Failing to report is itself a crime. A mandatory reporter who does not file a required report can face criminal charges and potential loss of professional licensure. This is where many professionals get tripped up: the obligation to report is not contingent on being certain that abuse occurred. Suspicion backed by reasonable facts is enough, and the reporter is not expected to investigate or confirm before calling.
The penalties written into the statute are only part of the picture. A child endangering conviction triggers consequences that extend well beyond the courtroom.
Professional licensing is one of the most significant. Ohio’s State Board of Education, for example, lists child abuse-related offenses as potentially disqualifying for anyone seeking an educator’s license.8State Board of Education. Disqualifying Offenses Healthcare workers, social workers, and child care providers face similar barriers. A conviction that might carry a relatively short jail term as a first-degree misdemeanor can effectively end a career in any field that requires a background check involving children.

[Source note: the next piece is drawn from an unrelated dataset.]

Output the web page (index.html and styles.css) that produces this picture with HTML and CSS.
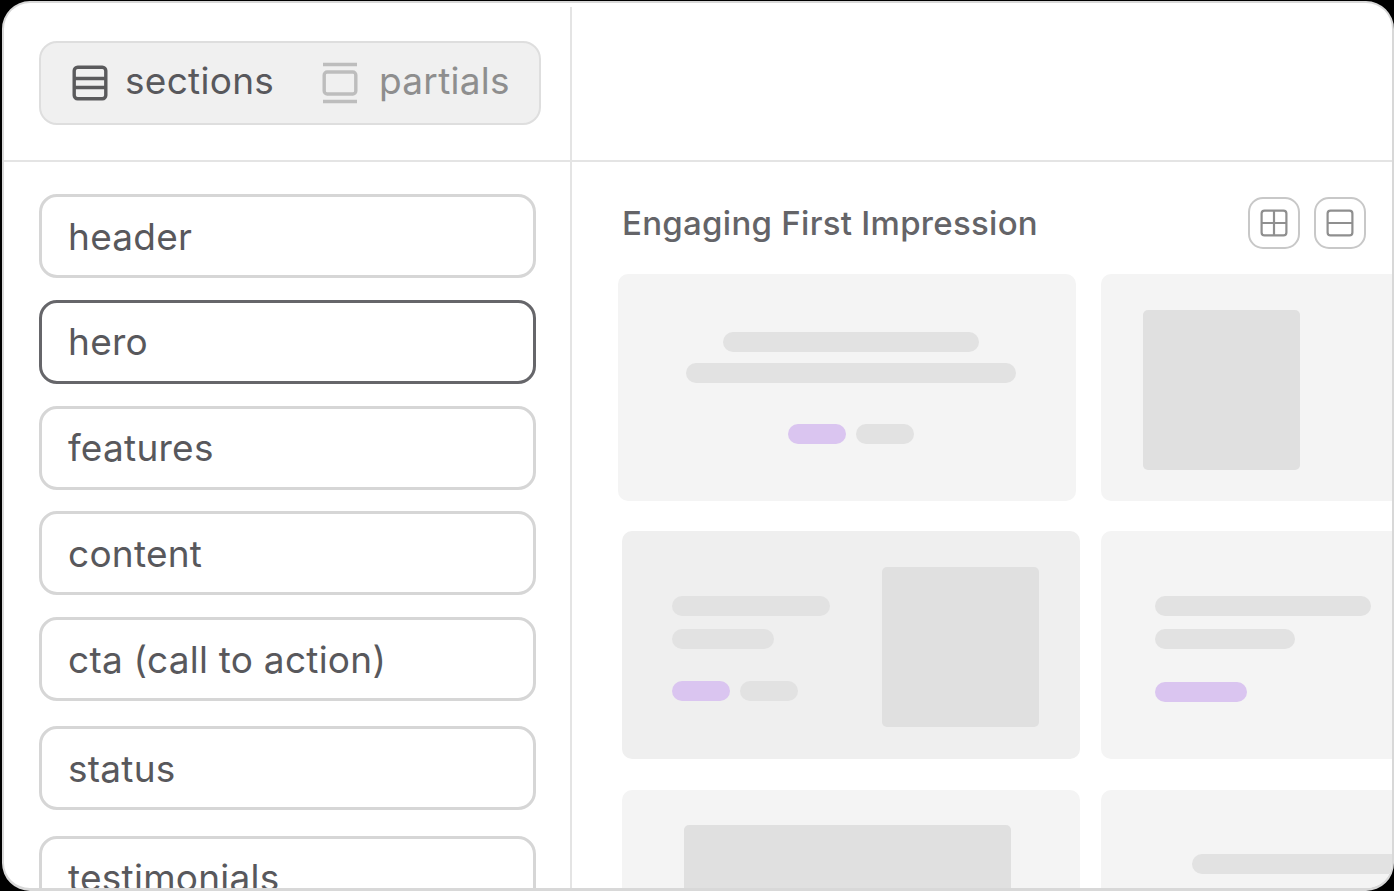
FILE: index.html
```html
<!DOCTYPE html>
<html lang="en">
<head>
    <meta charset="UTF-8">
    <title>Sections</title>
    <link rel="stylesheet" href="styles.css">
</head>
<body>
    <div class="frame">
        <div class="top">
            <div class="topLeft">
                <div class="tabs">
                    <div class="tab tab_active">
                        <svg class="tabIcon" width="38" height="38" viewBox="0 0 38 38" fill="none" stroke="#5a5a5c" stroke-width="3.4">
                            <rect x="3.2" y="3.2" width="31.6" height="31.6" rx="3.5"/>
                            <path d="M3 14.5H35M3 23.5H35"/>
                        </svg>
                        <span>sections</span>
                    </div>
                    <div class="tab tab_muted">
                        <svg class="tabIcon" width="38" height="42" viewBox="0 0 38 42" fill="none" stroke="#bdbdbd" stroke-width="3.4">
                            <path d="M2 2.5H36M2 39.5H36"/>
                            <rect x="3.2" y="10" width="31.6" height="22" rx="3"/>
                        </svg>
                        <span>partials</span>
                    </div>
                </div>
            </div>
            <div class="topRight"></div>
        </div>
        <div class="main">
            <div class="sidebar">
                <div class="item">header</div>
                <div class="item item_selected">hero</div>
                <div class="item">features</div>
                <div class="item">content</div>
                <div class="item">cta (call to action)</div>
                <div class="item item_spaced">status</div>
                <div class="item item_spaced">testimonials</div>
            </div>
            <div class="content">
                <div class="contentHead">
                    <h2 class="contentTitle">Engaging First Impression</h2>
                    <div class="viewBtns">
                        <div class="viewBtn">
                            <svg width="28" height="28" viewBox="0 0 28 28" fill="none" stroke="#8f8f8f" stroke-width="2.2">
                                <rect x="1.6" y="1.6" width="24.8" height="24.8" rx="3"/>
                                <path d="M14 1.5V26.5M1.5 14H26.5"/>
                            </svg>
                        </div>
                        <div class="viewBtn">
                            <svg width="28" height="28" viewBox="0 0 28 28" fill="none" stroke="#8f8f8f" stroke-width="2.2">
                                <rect x="1.6" y="1.6" width="24.8" height="24.8" rx="3"/>
                                <path d="M1.5 14H26.5"/>
                            </svg>
                        </div>
                    </div>
                </div>

                <div class="cardRow cardRow_first">
                    <div class="card card_wide card_centered">
                        <div class="bar bar_a"></div>
                        <div class="bar bar_b"></div>
                        <div class="pills">
                            <div class="pill pill_purple"></div>
                            <div class="pill"></div>
                        </div>
                    </div>
                    <div class="card card_narrow card_image">
                        <div class="block"></div>
                    </div>
                </div>

                <div class="cardRow cardRow_second">
                    <div class="card card_wide card_split">
                        <div class="splitText">
                            <div class="bar bar_c"></div>
                            <div class="bar bar_d"></div>
                            <div class="pills pills_left">
                                <div class="pill pill_purple"></div>
                                <div class="pill"></div>
                            </div>
                        </div>
                        <div class="block"></div>
                    </div>
                    <div class="card card_narrow card_text">
                        <div class="bar bar_e"></div>
                        <div class="bar bar_f"></div>
                        <div class="pill pill_purple pill_long"></div>
                    </div>
                </div>

                <div class="cardRow cardRow_third">
                    <div class="card card_wide card_plain">
                        <div class="block block_wide"></div>
                    </div>
                    <div class="card card_narrow card_last">
                        <div class="bar bar_g"></div>
                    </div>
                </div>
            </div>
        </div>
    </div>
</body>
</html>
```

FILE: styles.css
```css
* {
    box-sizing: border-box;
}

body {
    margin: 0;
    height: 891px;
    overflow: hidden;
    background-color: #000000;
    font-family: "Inter", "Liberation Sans", sans-serif;
    color: #58585c;
}

.frame {
    margin: 1px 0 0 2px;
    height: 890px;
    background-color: #ffffff;
    border: 2px solid #d8d8d8;
    border-bottom-width: 3px;
    border-radius: 28px;
    overflow: hidden;
}

/* top bar */
.top {
    display: flex;
    height: 159px;
    border-bottom: 2px solid #e4e4e4;
}

.topLeft {
    width: 566px;
    padding: 38px 0 0 35px;
}

.topRight {
    flex: 1;
    margin-top: 4px;
    border-left: 2px solid #e4e4e4;
}

.tabs {
    display: flex;
    align-items: center;
    width: 502px;
    height: 84px;
    padding-left: 30px;
    background-color: #f0f0f0;
    border: 2px solid #dedede;
    border-radius: 18px;
}

.tab {
    display: flex;
    align-items: center;
    font-size: 37px;
    letter-spacing: 0.28px;
}

.tab span {
    margin-bottom: 6px;
}

.tabIcon {
    flex: none;
    margin-right: 16px;
}

.tab_active {
    width: 250px;
}

.tab_muted {
    color: #8e8e8e;
}

.tab_muted .tabIcon {
    margin-right: 20px;
}

/* main area */
.main {
    display: flex;
    height: 728px;
}

.sidebar {
    flex: none;
    width: 566px;
    padding: 32px 0 0 35px;
}

.item {
    display: flex;
    align-items: center;
    width: 497px;
    height: 84px;
    margin-bottom: 21.75px;
    padding-left: 26px;
    font-size: 37px;
    letter-spacing: 0.25px;
    background-color: #ffffff;
    border: 3px solid #d6d6d6;
    border-radius: 18px;
}

.item_selected {
    border-color: #66666a;
}

.item_spaced {
    margin-top: 25.25px;
}

.content {
    flex: 1;
    min-width: 0;
    overflow: hidden;
    border-left: 2px solid #e4e4e4;
}

.contentHead {
    display: flex;
    justify-content: space-between;
    height: 112px;
    padding: 35px 26px 0 50px;
}

.contentTitle {
    margin: 0;
    padding-top: 6px;
    font-size: 33px;
    font-weight: 500;
    letter-spacing: 0.28px;
    line-height: 40px;
    color: #646468;
}

.viewBtns {
    display: flex;
    gap: 14px;
}

.viewBtn {
    display: flex;
    align-items: center;
    justify-content: center;
    width: 52px;
    height: 52px;
    border: 2px solid #c8c8c8;
    border-radius: 15px;
}

/* cards */
.cardRow {
    display: flex;
    height: 227px;
}

.cardRow_first {
    padding-left: 46px;
    gap: 25px;
}

.cardRow_second,
.cardRow_third {
    padding-left: 50px;
    gap: 21px;
}

.cardRow_second {
    margin-top: 30px;
    height: 228px;
}

.cardRow_third {
    margin-top: 31px;
    height: 110px;
}

.card {
    flex: none;
    height: 100%;
    background-color: #f4f4f4;
    border-radius: 10px;
}

.card_wide {
    width: 458px;
}

.card_narrow {
    width: 320px;
}

.card_centered {
    display: flex;
    flex-direction: column;
    align-items: center;
    padding: 58px 0 0 8px;
}

.card_image {
    padding: 36px 0 0 42px;
}

.card_split {
    display: flex;
    justify-content: space-between;
    padding: 36px 41px 0 50px;
    background-color: #efefef;
}

.splitText {
    padding-top: 29px;
}

.card_text {
    padding: 65px 0 0 54px;
}

.card_plain {
    padding: 35px 0 0 62px;
}

.card_last {
    padding: 64px 0 0 91px;
}

.bar,
.pill {
    height: 20px;
    background-color: #e2e2e2;
    border-radius: 10px;
}

.bar_a { width: 256px; }
.bar_b { width: 330px; margin-top: 11px; }
.bar_c { width: 158px; }
.bar_d { width: 102px; margin-top: 13px; }
.bar_e { width: 216px; }
.bar_f { width: 140px; margin-top: 13px; }
.bar_g { width: 260px; }

.pills {
    display: flex;
    gap: 10px;
    margin-top: 41px;
}

.pills_left {
    margin-top: 32px;
}

.pill {
    width: 58px;
}

.pill_purple {
    background-color: #dac5f0;
}

.pill_long {
    width: 92px;
    margin-top: 33px;
}

.block {
    width: 157px;
    height: 160px;
    background-color: #e0e0e0;
    border-radius: 5px;
}

.block_wide {
    width: 327px;
    height: 100px;
}
```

Custody proceedings are another common fallout. A child endangering conviction gives family courts powerful evidence in determining custody and visitation arrangements. Child protective services may also open or escalate an investigation following charges, and substantiated findings can lead to the child’s removal from the home independently of the criminal case. A felony conviction adds the standard collateral consequences that come with any Ohio felony, including restrictions on firearm possession and difficulties with housing and employment that persist long after the sentence is served.